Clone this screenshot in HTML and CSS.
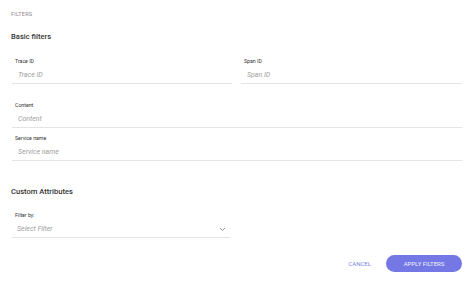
FILE: index.html
```html
<!DOCTYPE html>
<html lang="en">
<head>
      <meta charset="UTF-8">
      <meta name="viewport" content="width=device-width, initial-scale=1.0">
      <title>Filters</title>
      <link rel="stylesheet" href="styles.css">
</head>
<body>
      <div class="panel">
            <p class="panel-title">FILTERS</p>
            <h2 class="section-title">Basic filters</h2>

            <div class="row two first">
                  <div class="field">
                        <label>Trace ID</label>
                        <input type="text" placeholder="Trace ID">
                  </div>
                  <div class="field">
                        <label>Span ID</label>
                        <input type="text" placeholder="Span ID">
                  </div>
            </div>

            <div class="row second">
                  <div class="field">
                        <label>Content</label>
                        <input type="text" placeholder="Content">
                  </div>
            </div>

            <div class="row third">
                  <div class="field">
                        <label>Service name</label>
                        <input type="text" placeholder="Service name">
                  </div>
            </div>

            <h2 class="section-title custom">Custom Attributes</h2>

            <div class="row two">
                  <div class="field select">
                        <label>Filter by:</label>
                        <div class="select-box">
                              <span>Select Filter</span>
                              <svg width="7" height="5" viewBox="0 0 7 5"><path d="M1 1 L3.5 3.5 L6 1" fill="none" stroke="#777" stroke-width="0.8"/></svg>
                        </div>
                  </div>
            </div>

            <div class="actions">
                  <button class="cancel">CANCEL</button>
                  <button class="apply">APPLY FILTERS</button>
            </div>
      </div>
</body>
</html>
```

FILE: styles.css
```css
*{
      box-sizing: border-box;
}

body{
      margin: 0;
      background: #fff;
      font-family: Roboto, "Noto Sans", sans-serif;
}

.panel{
      width: 474px;
      height: 284px;
      padding: 11px 12px 0 12px;
}

.panel-title{
      margin: 0 0 0 -1px;
      font-size: 5.5px;
      line-height: 7px;
      color: #8a8a8a;
      letter-spacing: 0.2px;
}

.section-title{
      margin: 13px 0 0 -1px;
      font-size: 7.6px;
      line-height: 12px;
      font-weight: 500;
      color: #333;
}

.section-title.custom{
      margin-top: 25px;
}

.row{
      display: grid;
      grid-template-columns: 1fr;
}

.row.two{
      grid-template-columns: 220px 221px;
      column-gap: 9px;
}

.row.first{
      margin-top: 15px;
}

.row.second{
      margin-top: 18px;
}

.row.third{
      margin-top: 7px;
}

.custom + .row{
      margin-top: 14px;
}

.field{
      display: flex;
      flex-direction: column;
}

.field label{
      padding-left: 3px;
      font-size: 5.2px;
      line-height: 7px;
      color: #333;
}

.field input,
.select-box{
      margin-top: 3px;
      height: 16px;
      border: none;
      border-bottom: 1px solid #e4e4e4;
      padding: 0 0 1px 6px;
      font-family: Roboto, "Noto Sans", sans-serif;
      font-size: 7px;
      font-style: italic;
      color: #a0a0a0;
      outline: none;
      background: transparent;
}

.field input::placeholder{
      color: #a0a0a0;
}

.select-box{
      display: flex;
      align-items: center;
      justify-content: space-between;
      padding-left: 5px;
      padding-right: 4px;
      margin-right: 2px;
}

.actions{
      display: flex;
      justify-content: flex-end;
      align-items: center;
      gap: 11px;
      margin-top: 17px;
}

.actions button{
      appearance: none;
      border: none;
      font-family: Roboto, "Noto Sans", sans-serif;
      font-size: 6px;
      cursor: pointer;
}

.cancel{
      background: none;
      color: #8085e6;
      padding: 0 4px;
}

.apply{
      width: 76px;
      height: 17px;
      border-radius: 9px;
      background: #7378e4;
      color: #f2f2ff;
}
```
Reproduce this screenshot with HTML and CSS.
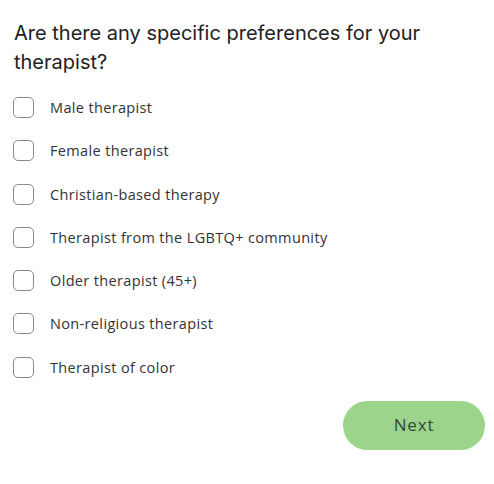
FILE: index.html
```html
<!DOCTYPE html>
<html>
<head>
<meta charset="utf-8">
<link rel="stylesheet" href="styles.css">
</head>
<body>
<div class="page">
  <h1 class="question">Are there any specific preferences for your therapist?</h1>
  <ul class="options">
    <li class="option"><span class="box"></span><span class="label">Male therapist</span></li>
    <li class="option"><span class="box"></span><span class="label">Female therapist</span></li>
    <li class="option"><span class="box"></span><span class="label">Christian-based therapy</span></li>
    <li class="option"><span class="box"></span><span class="label">Therapist from the LGBTQ+ community</span></li>
    <li class="option"><span class="box"></span><span class="label">Older therapist (45+)</span></li>
    <li class="option"><span class="box"></span><span class="label">Non-religious therapist</span></li>
    <li class="option"><span class="box"></span><span class="label">Therapist of color</span></li>
  </ul>
  <div class="actions">
    <button class="next">Next</button>
  </div>
</div>
</body>
</html>
```
FILE: styles.css
```css
* { box-sizing: border-box; }
html, body { margin: 0; padding: 0; background: #fff; }
.page {
  width: 494px;
  padding: 19px 9px 0 13px;
}
.question {
  margin: 0 0 20px 1px;
  font-family: Inter, "Liberation Sans", sans-serif;
  font-weight: 400;
  font-size: 20px;
  line-height: 29px;
  color: #222;
  letter-spacing: 0;
}
.options {
  list-style: none;
  margin: 0;
  padding: 0;
  display: flex;
  flex-direction: column;
  gap: 22.3px;
}
.option {
  display: flex;
  align-items: center;
  height: 21px;
}
.box {
  width: 21px;
  height: 21px;
  border: 1.5px solid #8a8a8a;
  border-radius: 5px;
  flex: none;
}
.label {
  margin-left: 16px;
  font-family: "Open Sans", "Liberation Sans", sans-serif;
  font-weight: 500;
  font-size: 14.5px;
  color: #333;
  letter-spacing: 0.35px;
}
.actions {
  display: flex;
  justify-content: flex-end;
  margin-top: 23px;
}
.next {
  width: 142px;
  height: 49px;
  border: none;
  border-radius: 25px;
  background: #9bd48a;
  color: #2f4a36;
  font-family: "Open Sans", "Liberation Sans", sans-serif;
  font-weight: 500;
  font-size: 17px;
  letter-spacing: 0.8px;
  padding: 0 0 2px 0;
}
```
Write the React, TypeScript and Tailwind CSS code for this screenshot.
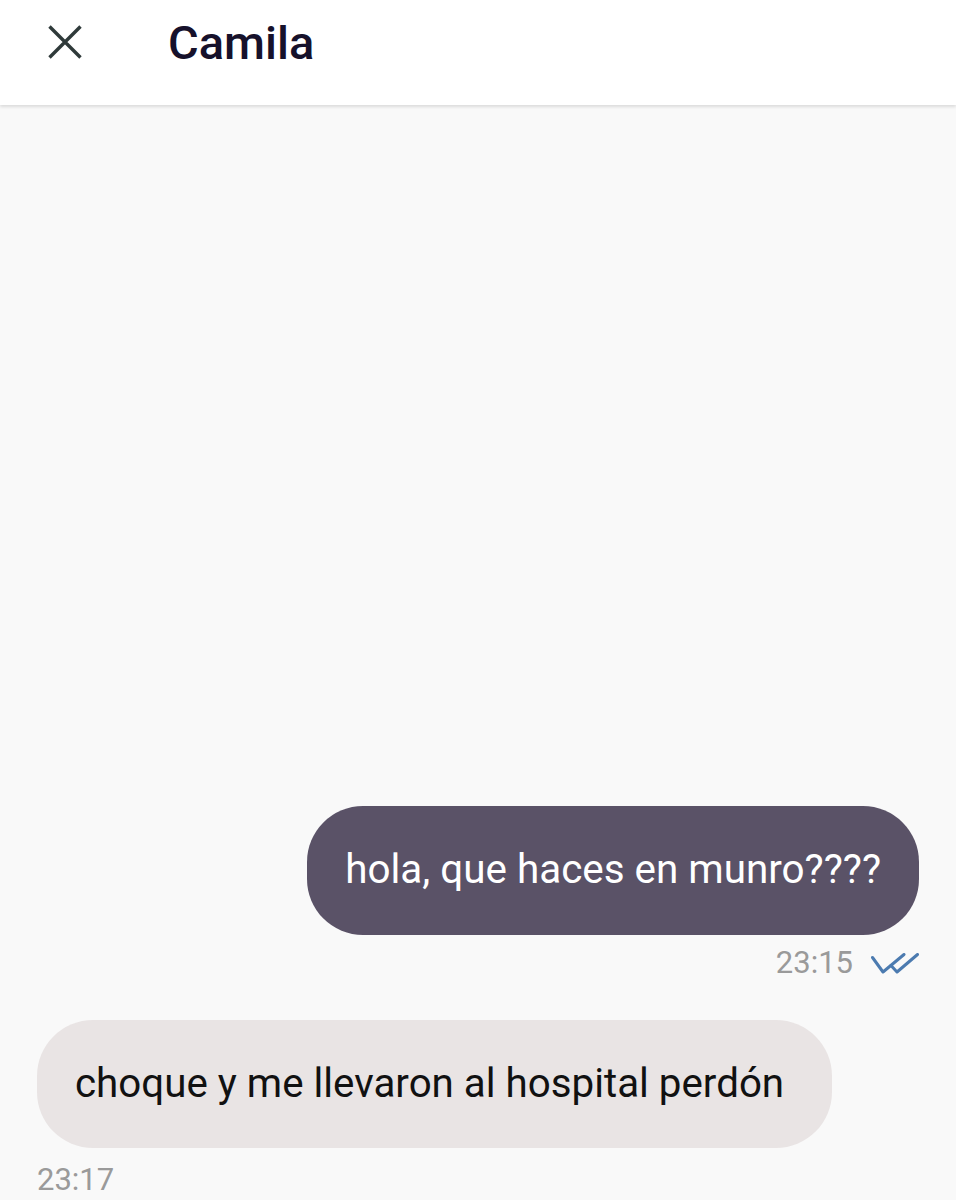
export default function App() {
  return (
    <div className="h-[1200px] w-[956px] overflow-hidden flex flex-col bg-[#f9f9f9]" style={{ fontFamily: 'Roboto, "Noto Sans", sans-serif' }}>
      {/* Header */}
      <header className="h-[105px] flex-shrink-0 bg-white shadow-[0_2px_3px_rgba(0,0,0,0.12)] z-10">
        <div className="h-[84px] flex items-center">
          <div className="w-[168px] pl-[48px] flex items-center">
            <svg width="34" height="34" viewBox="0 0 34 34" fill="none" stroke="#2f3a3a" strokeWidth="3.4">
              <path d="M1.5 1.5l31 31M32.5 1.5l-31 31" />
            </svg>
          </div>
          <span className="text-[47px] font-medium text-[#16112b] leading-none">Camila</span>
        </div>
      </header>

      {/* Messages */}
      <main className="flex-1 flex flex-col justify-end px-[37px] pb-[5px]">
        <div className="flex flex-col items-end">
          <div className="h-[129px] flex items-center rounded-[56px] bg-[#5a5267] px-[38px]">
            <span className="text-[40.4px] text-white">hola, que haces en munro????</span>
          </div>
          <div className="flex items-center gap-[18px] mt-[12px] h-[32px]">
            <span className="text-[31px] text-[#9a9a9a]">23:15</span>
            <svg width="48" height="21" viewBox="0 0 48 21" fill="none" stroke="#4c7bb0" strokeWidth="3" strokeLinecap="round" strokeLinejoin="round">
              <path d="M1.5 4.5L12 19L33 1.5" />
              <path d="M20 12.5L26 19L46.5 1.5" />
            </svg>
          </div>
        </div>

        <div className="flex flex-col items-start mt-[41px]">
          <div className="h-[128px] flex items-center rounded-[56px] bg-[#e9e4e4] pl-[38px] pr-[48px]">
            <span className="text-[40.3px] text-[#111]">choque y me llevaron al hospital perdón</span>
          </div>
          <span className="text-[31px] text-[#9a9a9a] mt-[16px] leading-none">23:17</span>
        </div>
      </main>
    </div>
  )
}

::::::

Each line containing the word "this" counts once; report the total alone.

- Final result:
3